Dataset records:

● ● ● ● ● ● ●

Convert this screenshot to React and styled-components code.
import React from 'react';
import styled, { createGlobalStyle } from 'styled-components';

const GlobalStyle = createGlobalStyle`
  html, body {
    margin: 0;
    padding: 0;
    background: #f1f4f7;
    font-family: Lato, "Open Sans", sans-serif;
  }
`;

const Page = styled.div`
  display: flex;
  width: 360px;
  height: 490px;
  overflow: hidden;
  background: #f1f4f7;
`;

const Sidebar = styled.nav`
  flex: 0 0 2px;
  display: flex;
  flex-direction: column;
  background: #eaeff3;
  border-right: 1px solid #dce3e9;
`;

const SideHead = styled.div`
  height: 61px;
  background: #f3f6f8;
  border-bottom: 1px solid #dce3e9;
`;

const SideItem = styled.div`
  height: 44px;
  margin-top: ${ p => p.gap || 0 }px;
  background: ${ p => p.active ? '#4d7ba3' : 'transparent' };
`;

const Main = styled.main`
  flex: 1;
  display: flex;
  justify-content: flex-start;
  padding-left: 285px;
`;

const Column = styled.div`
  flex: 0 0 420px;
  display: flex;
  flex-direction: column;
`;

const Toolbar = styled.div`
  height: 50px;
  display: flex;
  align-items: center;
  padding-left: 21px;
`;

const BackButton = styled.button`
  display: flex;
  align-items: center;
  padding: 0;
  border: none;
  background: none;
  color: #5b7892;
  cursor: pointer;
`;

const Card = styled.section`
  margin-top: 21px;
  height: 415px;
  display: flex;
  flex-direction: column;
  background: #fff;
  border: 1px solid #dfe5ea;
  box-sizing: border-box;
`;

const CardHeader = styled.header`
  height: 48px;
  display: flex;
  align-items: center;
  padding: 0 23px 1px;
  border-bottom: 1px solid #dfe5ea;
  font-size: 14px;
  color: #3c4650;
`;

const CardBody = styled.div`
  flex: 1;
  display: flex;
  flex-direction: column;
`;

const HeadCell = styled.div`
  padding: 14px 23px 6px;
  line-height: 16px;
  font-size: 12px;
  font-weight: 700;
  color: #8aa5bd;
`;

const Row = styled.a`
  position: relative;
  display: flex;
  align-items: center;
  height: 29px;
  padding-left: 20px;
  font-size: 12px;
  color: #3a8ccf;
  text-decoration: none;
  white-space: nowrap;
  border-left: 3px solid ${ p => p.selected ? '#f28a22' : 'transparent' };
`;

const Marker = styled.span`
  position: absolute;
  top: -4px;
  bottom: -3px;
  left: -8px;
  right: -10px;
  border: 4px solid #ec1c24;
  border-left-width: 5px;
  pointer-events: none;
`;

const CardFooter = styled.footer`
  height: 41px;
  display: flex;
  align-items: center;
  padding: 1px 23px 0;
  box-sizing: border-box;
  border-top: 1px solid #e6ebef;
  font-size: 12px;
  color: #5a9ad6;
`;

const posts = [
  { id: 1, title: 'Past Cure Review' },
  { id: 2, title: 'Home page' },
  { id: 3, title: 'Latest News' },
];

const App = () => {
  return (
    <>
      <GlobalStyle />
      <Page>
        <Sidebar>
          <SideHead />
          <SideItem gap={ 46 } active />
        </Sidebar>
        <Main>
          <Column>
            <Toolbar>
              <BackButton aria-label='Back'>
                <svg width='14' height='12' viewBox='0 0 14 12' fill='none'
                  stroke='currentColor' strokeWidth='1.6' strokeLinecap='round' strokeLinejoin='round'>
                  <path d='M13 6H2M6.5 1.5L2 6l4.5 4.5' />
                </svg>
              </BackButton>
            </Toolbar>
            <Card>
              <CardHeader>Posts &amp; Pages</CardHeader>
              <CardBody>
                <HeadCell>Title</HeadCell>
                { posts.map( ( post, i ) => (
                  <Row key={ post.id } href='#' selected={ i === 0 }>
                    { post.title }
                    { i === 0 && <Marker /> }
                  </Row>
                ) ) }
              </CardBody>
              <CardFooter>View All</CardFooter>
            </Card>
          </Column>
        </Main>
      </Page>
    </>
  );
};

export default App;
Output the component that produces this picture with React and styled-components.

● ● ● ● ● ● ●

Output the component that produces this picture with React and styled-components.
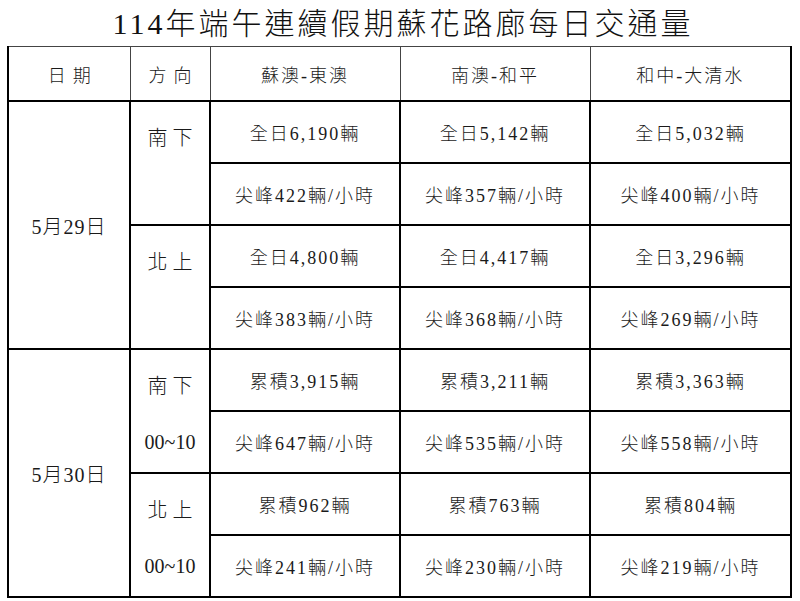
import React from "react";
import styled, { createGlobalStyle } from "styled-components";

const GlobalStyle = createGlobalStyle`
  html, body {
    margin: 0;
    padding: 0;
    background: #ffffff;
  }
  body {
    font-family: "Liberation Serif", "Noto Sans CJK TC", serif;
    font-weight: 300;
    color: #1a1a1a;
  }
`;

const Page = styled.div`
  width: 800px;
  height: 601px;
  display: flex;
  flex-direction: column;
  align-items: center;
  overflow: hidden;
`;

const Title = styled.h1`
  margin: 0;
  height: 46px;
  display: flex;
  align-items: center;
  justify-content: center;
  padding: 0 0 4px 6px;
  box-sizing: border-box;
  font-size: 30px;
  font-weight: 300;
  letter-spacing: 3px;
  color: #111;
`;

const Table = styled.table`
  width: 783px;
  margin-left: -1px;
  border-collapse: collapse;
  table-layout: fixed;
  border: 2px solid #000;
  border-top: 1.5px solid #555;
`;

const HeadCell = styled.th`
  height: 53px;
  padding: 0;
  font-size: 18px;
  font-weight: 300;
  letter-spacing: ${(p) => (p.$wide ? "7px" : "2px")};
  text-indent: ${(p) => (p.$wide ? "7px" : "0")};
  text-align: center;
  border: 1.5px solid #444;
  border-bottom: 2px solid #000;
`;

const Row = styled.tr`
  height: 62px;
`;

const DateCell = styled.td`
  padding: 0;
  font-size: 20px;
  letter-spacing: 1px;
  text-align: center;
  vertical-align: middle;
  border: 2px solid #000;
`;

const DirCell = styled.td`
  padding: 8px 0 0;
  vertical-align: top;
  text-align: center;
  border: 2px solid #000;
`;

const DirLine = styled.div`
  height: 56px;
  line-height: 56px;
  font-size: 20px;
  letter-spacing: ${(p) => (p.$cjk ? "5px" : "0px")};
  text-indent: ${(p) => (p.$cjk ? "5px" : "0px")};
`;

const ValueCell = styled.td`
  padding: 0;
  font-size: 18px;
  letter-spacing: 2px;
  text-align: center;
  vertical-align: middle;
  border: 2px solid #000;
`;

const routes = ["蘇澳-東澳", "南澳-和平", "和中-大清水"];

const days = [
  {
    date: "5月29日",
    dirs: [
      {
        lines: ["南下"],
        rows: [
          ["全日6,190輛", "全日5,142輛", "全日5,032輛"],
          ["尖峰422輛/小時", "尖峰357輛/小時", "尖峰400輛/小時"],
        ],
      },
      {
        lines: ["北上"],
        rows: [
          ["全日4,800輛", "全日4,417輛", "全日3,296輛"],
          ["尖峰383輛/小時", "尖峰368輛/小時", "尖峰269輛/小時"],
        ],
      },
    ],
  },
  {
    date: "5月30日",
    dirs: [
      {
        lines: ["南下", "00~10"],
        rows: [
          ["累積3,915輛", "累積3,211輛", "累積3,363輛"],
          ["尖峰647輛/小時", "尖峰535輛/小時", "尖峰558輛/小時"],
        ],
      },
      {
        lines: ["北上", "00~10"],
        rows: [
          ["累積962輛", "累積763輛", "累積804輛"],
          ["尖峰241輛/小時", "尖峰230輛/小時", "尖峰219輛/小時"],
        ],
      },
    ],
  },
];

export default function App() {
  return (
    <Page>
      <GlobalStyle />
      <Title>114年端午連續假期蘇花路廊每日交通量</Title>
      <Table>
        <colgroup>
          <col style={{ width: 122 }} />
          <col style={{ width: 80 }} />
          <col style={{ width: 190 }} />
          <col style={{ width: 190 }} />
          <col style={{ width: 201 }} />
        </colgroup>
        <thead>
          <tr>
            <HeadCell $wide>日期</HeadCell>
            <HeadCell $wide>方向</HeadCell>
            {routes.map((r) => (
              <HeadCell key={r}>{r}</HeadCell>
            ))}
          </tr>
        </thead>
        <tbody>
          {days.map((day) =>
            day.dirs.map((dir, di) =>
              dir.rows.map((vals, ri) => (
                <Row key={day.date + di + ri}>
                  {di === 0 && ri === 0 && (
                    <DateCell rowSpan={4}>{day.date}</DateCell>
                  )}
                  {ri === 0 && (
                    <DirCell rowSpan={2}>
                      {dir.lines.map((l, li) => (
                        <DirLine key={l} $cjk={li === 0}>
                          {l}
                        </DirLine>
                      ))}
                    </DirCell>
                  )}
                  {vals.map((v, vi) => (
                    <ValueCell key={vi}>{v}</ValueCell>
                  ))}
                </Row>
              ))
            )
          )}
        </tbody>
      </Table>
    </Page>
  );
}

● ● ● ● ● ● ●

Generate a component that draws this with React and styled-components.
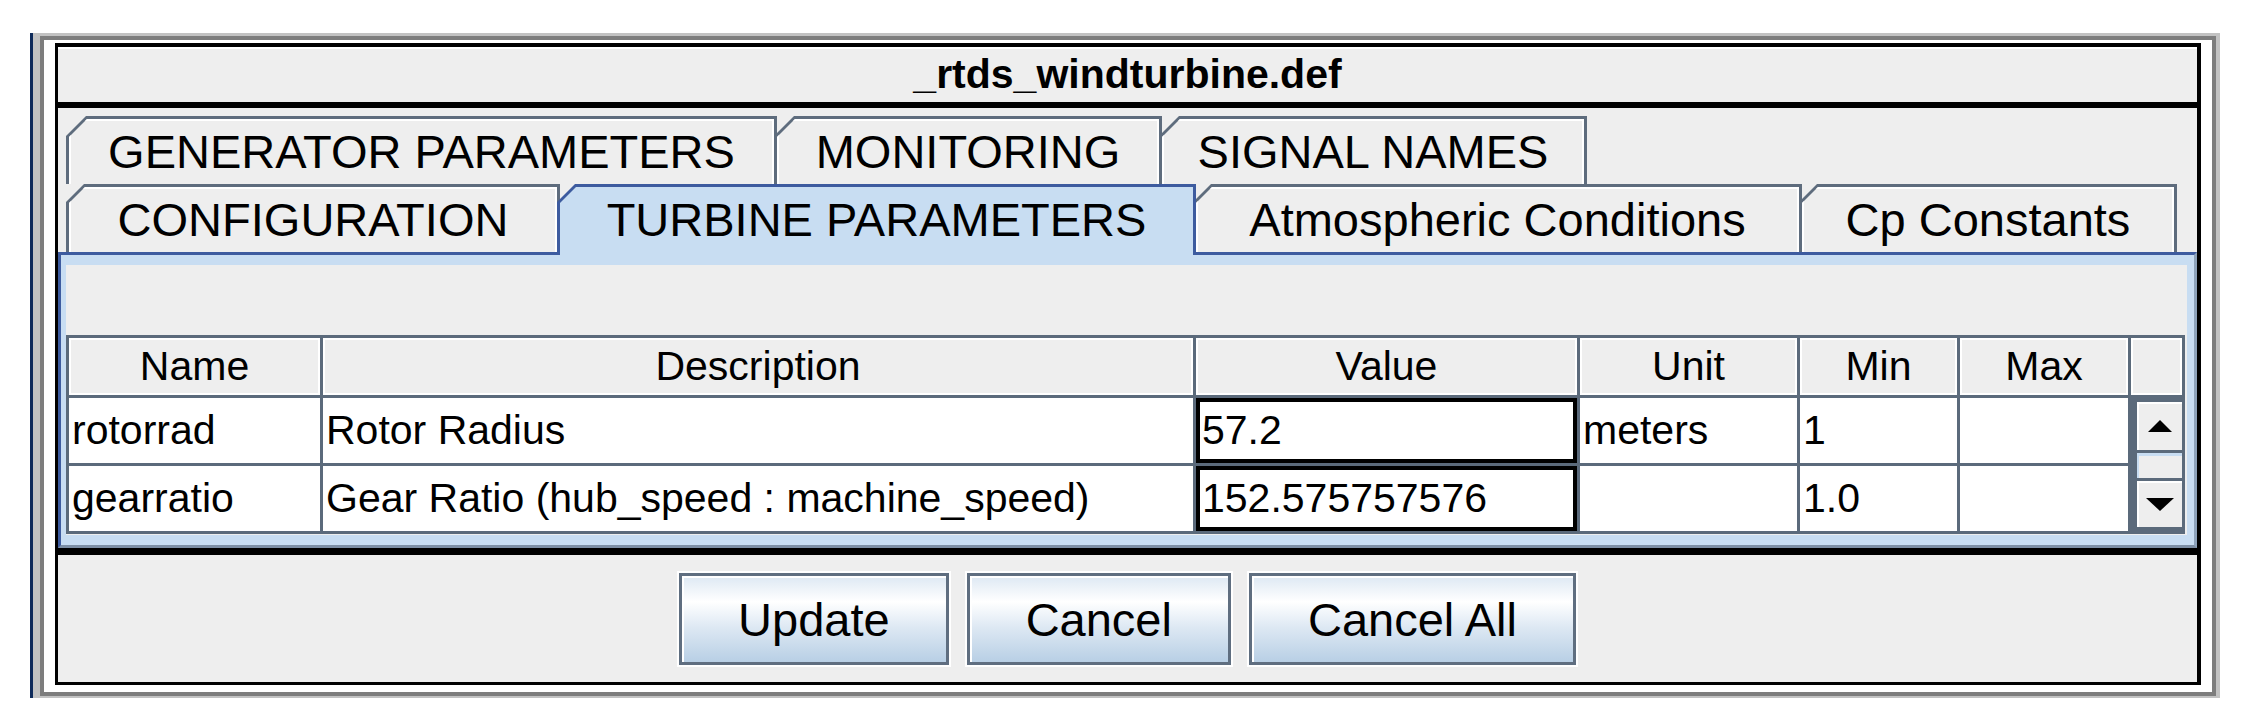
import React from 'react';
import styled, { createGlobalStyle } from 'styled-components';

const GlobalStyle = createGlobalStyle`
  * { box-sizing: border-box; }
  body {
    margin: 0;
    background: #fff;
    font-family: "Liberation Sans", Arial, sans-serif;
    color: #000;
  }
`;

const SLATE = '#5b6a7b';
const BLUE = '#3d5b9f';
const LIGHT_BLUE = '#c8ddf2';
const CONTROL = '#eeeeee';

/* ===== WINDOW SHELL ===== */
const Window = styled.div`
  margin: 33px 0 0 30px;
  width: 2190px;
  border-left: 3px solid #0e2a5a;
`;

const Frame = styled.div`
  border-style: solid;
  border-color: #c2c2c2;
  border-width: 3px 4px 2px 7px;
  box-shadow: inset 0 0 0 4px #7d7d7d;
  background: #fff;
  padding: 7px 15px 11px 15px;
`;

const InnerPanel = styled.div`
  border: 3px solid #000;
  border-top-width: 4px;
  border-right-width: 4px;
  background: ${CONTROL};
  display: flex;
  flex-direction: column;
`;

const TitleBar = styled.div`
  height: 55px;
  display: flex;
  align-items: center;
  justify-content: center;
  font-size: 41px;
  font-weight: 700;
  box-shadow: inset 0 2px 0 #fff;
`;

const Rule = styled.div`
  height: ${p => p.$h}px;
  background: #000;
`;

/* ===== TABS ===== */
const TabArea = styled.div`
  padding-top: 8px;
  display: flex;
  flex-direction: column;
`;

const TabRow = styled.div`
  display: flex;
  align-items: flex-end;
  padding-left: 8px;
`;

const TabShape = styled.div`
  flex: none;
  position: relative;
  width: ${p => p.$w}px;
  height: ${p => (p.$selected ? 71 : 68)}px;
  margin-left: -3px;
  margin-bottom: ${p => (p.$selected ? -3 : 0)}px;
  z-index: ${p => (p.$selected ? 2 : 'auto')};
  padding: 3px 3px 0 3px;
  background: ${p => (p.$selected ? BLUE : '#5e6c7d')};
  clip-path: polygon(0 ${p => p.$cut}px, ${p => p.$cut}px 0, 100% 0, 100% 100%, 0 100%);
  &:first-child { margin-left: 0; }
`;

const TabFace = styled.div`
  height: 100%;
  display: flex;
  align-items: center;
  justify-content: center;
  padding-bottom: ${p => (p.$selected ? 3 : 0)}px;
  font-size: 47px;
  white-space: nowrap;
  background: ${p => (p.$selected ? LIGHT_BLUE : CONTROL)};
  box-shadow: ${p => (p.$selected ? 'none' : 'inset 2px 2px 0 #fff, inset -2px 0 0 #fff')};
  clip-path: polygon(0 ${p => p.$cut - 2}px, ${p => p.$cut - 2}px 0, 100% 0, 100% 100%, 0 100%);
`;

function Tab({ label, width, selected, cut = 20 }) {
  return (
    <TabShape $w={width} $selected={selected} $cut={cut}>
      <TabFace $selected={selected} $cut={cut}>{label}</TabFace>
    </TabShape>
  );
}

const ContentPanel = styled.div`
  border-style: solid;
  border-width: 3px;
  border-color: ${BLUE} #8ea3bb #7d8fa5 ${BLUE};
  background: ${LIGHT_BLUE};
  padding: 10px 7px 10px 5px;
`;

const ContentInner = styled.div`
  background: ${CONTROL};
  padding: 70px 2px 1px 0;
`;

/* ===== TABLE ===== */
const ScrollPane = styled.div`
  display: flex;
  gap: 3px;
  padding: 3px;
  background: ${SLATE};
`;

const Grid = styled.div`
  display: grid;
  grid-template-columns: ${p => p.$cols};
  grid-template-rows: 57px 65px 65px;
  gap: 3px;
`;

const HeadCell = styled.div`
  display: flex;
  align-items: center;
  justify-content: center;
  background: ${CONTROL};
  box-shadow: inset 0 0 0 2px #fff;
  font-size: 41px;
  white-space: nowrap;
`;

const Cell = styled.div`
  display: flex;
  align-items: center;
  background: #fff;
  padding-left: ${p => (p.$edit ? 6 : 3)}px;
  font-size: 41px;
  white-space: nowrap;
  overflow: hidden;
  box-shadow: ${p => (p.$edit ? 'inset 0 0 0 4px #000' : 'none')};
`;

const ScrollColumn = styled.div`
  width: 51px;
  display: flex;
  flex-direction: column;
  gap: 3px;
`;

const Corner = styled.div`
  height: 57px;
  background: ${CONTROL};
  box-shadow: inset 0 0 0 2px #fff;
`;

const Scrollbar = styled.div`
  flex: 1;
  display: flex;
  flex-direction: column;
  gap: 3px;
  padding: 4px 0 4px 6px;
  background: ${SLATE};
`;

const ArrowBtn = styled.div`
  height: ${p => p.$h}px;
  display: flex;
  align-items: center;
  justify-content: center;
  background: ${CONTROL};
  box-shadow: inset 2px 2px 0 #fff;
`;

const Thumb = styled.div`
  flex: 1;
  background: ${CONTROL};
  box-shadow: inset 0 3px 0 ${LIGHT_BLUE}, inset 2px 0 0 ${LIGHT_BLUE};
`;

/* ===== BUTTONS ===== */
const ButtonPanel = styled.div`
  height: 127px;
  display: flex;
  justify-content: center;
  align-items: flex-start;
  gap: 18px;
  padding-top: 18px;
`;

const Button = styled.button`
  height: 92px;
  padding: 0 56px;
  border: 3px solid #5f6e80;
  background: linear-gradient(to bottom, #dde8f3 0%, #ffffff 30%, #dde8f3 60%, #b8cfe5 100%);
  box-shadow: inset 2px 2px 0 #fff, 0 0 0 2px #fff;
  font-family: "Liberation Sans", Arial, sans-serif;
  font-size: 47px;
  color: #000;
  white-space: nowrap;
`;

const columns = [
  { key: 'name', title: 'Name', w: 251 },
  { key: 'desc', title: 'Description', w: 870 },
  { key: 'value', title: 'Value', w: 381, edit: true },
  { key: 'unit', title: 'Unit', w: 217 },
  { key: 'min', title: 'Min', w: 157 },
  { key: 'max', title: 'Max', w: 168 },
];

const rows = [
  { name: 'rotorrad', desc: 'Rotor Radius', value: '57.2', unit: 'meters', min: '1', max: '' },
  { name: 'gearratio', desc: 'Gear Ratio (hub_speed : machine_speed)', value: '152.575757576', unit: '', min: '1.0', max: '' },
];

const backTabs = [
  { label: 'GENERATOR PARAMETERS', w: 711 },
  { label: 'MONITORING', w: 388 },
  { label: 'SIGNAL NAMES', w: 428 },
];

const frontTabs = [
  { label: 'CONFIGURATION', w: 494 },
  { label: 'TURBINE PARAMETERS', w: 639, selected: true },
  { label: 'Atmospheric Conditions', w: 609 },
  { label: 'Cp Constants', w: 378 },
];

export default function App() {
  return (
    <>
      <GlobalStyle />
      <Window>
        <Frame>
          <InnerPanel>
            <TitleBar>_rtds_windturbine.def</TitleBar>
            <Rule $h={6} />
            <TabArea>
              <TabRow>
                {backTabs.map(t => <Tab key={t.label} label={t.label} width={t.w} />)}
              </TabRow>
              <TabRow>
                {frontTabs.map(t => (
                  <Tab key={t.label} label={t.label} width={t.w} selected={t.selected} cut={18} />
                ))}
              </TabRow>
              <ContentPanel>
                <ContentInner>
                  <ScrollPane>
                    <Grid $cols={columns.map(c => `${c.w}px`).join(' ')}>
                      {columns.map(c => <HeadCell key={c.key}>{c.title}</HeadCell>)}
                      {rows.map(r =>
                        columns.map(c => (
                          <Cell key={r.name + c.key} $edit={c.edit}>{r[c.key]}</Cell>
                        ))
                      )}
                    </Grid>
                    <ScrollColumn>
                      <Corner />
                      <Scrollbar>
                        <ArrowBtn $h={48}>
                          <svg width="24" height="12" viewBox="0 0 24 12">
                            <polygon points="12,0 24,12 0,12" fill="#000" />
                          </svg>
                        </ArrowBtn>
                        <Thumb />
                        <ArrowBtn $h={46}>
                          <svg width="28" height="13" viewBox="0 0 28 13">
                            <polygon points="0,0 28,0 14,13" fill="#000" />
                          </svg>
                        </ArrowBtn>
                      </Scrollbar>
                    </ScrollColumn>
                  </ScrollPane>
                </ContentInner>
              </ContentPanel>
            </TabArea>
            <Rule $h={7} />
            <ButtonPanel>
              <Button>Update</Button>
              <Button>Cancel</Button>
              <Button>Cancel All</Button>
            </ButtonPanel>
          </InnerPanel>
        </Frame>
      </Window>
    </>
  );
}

● ● ● ● ● ● ●

What needs to be done: Nothing but the lines from the one containing "Generate a component" through the one containing "const CONTROL = '#eeeeee';" should be echoed, each exactly as it stands; pictures are excluded.

Written reply:
Generate a component that draws this with React and styled-components.
import React from 'react';
import styled, { createGlobalStyle } from 'styled-components';

const GlobalStyle = createGlobalStyle`
  * { box-sizing: border-box; }
  body {
    margin: 0;
    background: #fff;
    font-family: "Liberation Sans", Arial, sans-serif;
    color: #000;
  }
`;

const SLATE = '#5b6a7b';
const BLUE = '#3d5b9f';
const LIGHT_BLUE = '#c8ddf2';
const CONTROL = '#eeeeee';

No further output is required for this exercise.